Before I go any further, I must say that Yasmin Nair is one of my favorite writers. Ever since Corey Robin (in an excellent response to Nick Kristof's recent drivel about the irrelevance of academic writing) introduced me to her, I have been smitten with her style and her ideas. Perusing through her excellent body of work like a kid in a candy store, I discovered that she is a passionate critic of same-sex marriage. Not because she's a fundamentalist Christian whose concept of "religious freedom" means bending everyone else to her will, but because she is - perhaps rightly - troubled by the institution of marriage in general and how it fits into our "neoliberal" capitalist society. I hope that I fairly convey her arguments here.
It's always frustrating to learn somebody you admire is passionately opposed to the work you do.
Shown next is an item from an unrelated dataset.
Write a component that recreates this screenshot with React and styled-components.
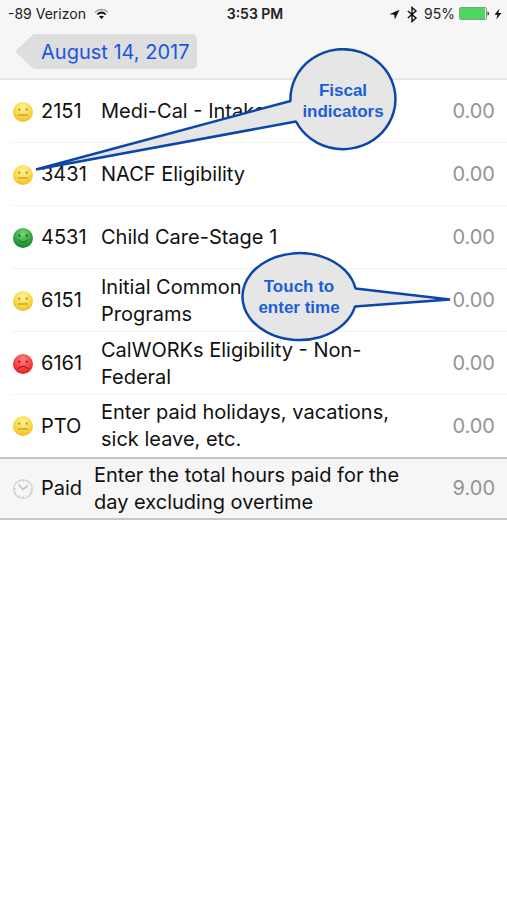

But nobody benefits from living criticism-free, so instead of dismissing her, I decided to take her points seriously. In a blog post called "Gay Marriage IS a Conservative Cause," Nair writes:
[T]here has never been a left case for gay marriage. Nothing that the left, progressives, or liberals have stated in support of gay marriage has ever been anything but a profoundly conservative argument. Gays and lesbians should be allowed to marry for healthcare? That simply shores up the power of the neoliberal state, compelling people to marry and take on the burden for their own care, instead of creating, for instance, a system that grants life-saving benefits to everyone, regardless of marital status. This is a matter of “simple equality?” How is a system that systematically denies those same benefits to single people ever anything but fundamentally unequal? Denying marriage to some is denying them their ability to love or to have their love affirmed? If your love depends upon the recognition of the state, your relationship is in greater trouble than you think. Poor people will somehow benefit from marriage by accessing healthcare through their partners? Poor people’s problems don’t arise from their inability to get married and in a country without universal healthcare, marriage only compounds your poverty. And, really, if you’re poor, neither you nor your partner is likely to have healthcare anyway; the last thing you want is to increase the burden on your household by increasing the number of people in it.
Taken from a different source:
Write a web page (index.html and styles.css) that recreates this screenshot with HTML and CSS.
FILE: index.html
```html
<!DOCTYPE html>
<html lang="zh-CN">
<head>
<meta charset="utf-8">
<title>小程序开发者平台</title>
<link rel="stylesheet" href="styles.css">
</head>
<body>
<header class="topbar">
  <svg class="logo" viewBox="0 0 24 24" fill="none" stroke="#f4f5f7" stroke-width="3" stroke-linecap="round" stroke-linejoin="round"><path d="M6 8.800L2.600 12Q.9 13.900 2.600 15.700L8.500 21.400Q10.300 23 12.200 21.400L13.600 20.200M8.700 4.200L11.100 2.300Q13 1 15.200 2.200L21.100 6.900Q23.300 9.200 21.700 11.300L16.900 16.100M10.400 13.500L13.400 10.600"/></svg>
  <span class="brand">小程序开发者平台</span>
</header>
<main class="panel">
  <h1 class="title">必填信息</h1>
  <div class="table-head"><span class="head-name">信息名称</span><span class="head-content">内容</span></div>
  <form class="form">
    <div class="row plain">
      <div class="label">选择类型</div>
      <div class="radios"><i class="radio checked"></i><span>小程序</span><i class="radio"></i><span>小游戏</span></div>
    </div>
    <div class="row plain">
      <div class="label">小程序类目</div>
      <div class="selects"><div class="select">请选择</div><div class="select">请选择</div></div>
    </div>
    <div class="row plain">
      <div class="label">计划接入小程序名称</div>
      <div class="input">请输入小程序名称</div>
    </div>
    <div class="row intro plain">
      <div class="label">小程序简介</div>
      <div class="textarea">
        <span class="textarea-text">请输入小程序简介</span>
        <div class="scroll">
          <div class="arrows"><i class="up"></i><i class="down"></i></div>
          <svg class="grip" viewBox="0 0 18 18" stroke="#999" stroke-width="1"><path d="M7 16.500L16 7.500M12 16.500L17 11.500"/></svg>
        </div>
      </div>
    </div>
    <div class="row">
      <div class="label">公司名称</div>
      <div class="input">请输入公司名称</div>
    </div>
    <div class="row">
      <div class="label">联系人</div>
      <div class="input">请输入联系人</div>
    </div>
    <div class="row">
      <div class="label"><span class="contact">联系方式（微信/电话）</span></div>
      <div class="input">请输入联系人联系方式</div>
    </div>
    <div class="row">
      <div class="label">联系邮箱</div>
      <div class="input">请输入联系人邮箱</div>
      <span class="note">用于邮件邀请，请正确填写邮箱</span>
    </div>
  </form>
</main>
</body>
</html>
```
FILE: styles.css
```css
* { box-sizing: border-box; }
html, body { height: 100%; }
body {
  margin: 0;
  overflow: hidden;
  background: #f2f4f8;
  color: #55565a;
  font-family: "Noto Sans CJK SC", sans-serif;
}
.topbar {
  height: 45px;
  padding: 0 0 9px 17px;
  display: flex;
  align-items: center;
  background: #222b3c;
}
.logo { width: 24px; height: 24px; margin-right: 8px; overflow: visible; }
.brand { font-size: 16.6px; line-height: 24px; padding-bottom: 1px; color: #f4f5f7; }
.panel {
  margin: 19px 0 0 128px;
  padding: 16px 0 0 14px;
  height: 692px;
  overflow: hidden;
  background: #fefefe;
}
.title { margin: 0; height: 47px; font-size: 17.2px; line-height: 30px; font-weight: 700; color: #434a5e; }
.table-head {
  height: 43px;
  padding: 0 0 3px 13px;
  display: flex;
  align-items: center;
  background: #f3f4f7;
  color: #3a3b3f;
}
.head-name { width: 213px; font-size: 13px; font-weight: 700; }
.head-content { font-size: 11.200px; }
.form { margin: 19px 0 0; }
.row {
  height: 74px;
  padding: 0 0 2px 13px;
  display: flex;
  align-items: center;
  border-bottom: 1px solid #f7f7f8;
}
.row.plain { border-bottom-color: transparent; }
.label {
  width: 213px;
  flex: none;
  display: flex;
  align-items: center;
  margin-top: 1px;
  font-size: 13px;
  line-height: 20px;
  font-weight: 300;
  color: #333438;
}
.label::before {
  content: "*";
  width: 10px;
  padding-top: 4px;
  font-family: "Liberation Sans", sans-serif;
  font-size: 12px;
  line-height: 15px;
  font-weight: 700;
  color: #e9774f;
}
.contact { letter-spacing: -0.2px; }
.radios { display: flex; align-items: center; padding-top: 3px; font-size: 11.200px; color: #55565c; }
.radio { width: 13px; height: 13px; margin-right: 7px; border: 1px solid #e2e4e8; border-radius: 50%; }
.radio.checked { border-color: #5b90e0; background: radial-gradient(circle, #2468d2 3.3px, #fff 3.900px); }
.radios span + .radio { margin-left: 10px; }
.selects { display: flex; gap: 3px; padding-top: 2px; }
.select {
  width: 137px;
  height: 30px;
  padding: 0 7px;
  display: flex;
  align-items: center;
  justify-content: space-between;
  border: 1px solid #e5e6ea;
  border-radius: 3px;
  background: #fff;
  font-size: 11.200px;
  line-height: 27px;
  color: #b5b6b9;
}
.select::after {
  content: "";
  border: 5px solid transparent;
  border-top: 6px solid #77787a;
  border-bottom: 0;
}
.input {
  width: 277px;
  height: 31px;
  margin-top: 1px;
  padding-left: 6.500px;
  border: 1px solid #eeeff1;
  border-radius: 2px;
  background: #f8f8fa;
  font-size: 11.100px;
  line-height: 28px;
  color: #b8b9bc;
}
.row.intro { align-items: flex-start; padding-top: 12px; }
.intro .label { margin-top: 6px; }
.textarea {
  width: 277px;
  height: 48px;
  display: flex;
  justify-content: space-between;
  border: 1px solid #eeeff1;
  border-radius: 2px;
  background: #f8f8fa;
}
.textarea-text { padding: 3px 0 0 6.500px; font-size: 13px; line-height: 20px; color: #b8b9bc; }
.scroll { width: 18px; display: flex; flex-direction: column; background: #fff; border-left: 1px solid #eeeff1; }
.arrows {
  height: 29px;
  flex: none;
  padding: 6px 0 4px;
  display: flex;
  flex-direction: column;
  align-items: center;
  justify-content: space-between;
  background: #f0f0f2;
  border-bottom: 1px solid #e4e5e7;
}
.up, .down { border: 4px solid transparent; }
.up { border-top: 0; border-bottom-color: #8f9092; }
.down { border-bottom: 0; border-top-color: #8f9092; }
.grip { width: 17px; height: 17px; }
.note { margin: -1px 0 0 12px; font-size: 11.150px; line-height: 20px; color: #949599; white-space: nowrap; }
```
Though Nair frames her argument as one opposed to same-sex marriage, her ire is truly with marriage as an institution in general, regardless of who is allowed to participate. That our society reserves certain critical benefits only to those who are willing to enter a very specific contractual relationship (especially one with such a terrifying history), is a cause that concerns her greatly.
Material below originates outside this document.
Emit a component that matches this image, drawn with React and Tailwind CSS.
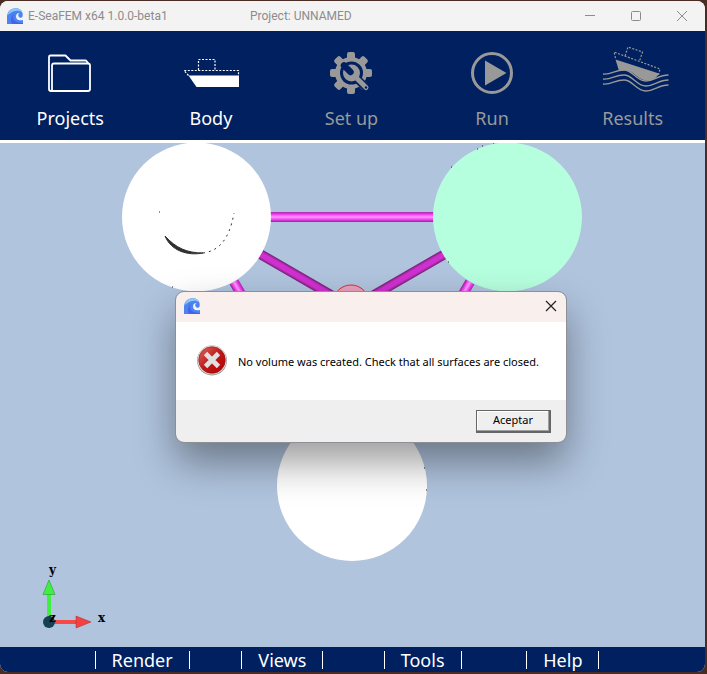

[W]e were and are serious about questioning this specious notion of “equality.” The word is loosely thrown about, and it’s assumed that we should all know exactly what that means and what it stands for, but what does it really mean in a country where “marriage equality” is simply another way to ensure that the unmarried should be left out of a basic benefits structure? And what does equality mean when the system set up only ensures an insurmountable amount of economic inequality? ...
Marriage, as configured in the U.S, is neoliberalism’s handiest little tool. It allows for the most intense privatization of resources by placing the responsibility for people’s welfare squarely in the realm of the family. Need health care? If you don’t have a job that gives you that, or have parents who can put you on their plan, or a spouse with a job that allows you access to the same, you’re screwed. In that sense, neoliberalism loves marriage – it’s an effective and economical way to ensure that the state can abdicate from its responsibility for people’s health and well being.
These are challenging critiques of marriage as an institution because the underlying premise is correct: our society allots certain critical services and resources only to those in very specific familial relationships, marriage among them. If you, for whatever reason, can't get a job with health insurance, or don't have parental resources, or are unable or unwilling to be married, you are quite literally on your own when it comes to health care, which even with recent reforms, is unbearably expensive for most Americans. For anyone who believes that our society, with its immense wealth, resources, and manpower, should be providing basic services like health care to all people regardless of their familial arrangement, Nair's comments are undoubtedly relevant.
However, as an attorney who represents clients, and as a citizen who believes the U.S. Constitution is critical to the preservation of individual liberty, my concerns must lie elsewhere. My colleagues and I are foremost concerned with state discrimination - the denial of legal benefits on the basis of arbitrary and irrational distinctions among citizens. We fight unconstitutional laws.
I agree, wholeheartedly, that our society should confer basic benefits like health care to everyone regardless of their employment or familial status. However, I don't agree that actively opposing same-sex marriage will further that desire. Though I embrace many of Nair's arguments, I can't embrace the idea that preserving inequality in one legal institution will help the destruction of inequality in others. Perhaps Nair fears that marriage equality is an endgame in the minds of progressives and that efforts to break down discriminatory barriers across all aspects of our society will end once gay men and women are allowed to receive marriage licenses. I also fear this, to a certain extent, but can't oppose equality because of it.
I absolutely cannot argue that marriage is not a conservative institution. Perhaps it is THE conservative institution. Though its nature has changed over time, it has done so slowly, and only with fiery opposition from the right. But where the state excludes citizens from any institution, conservative, progressive, "neoliberal," or otherwise, the U.S Constitution demands that the state have a very good reason to do so. As courts are so far unanimously declaring, the state does not have any reason at all, let alone a good one, to exclude same-sex couples from marriage.
In my mind, the real question is this: can (or should) the conservative institution of marriage persist in a more fair, equitable society in which critical benefits such as health care are not reserved for only the married? In my mind, yes, it can, and should. And from the perspective of liberty, in which people are free to assemble and form familial units as they see fit, it must persist, but only as one good option among many others. There is no reason to exclude the single, the orphaned, the polyamorous, or anyone else from basic services like health care upon which we all must depend. Marriage should not be the sole (or nearly the sole) vehicle for conferring such benefits. We must expand the benefits of our society beyond the walls of certain state-approved familial relationships.
To that extent, Nair is absolutely correct. But to the idea that same-sex couples should refuse (or actively oppose) marriage equality, I must respectfully disagree.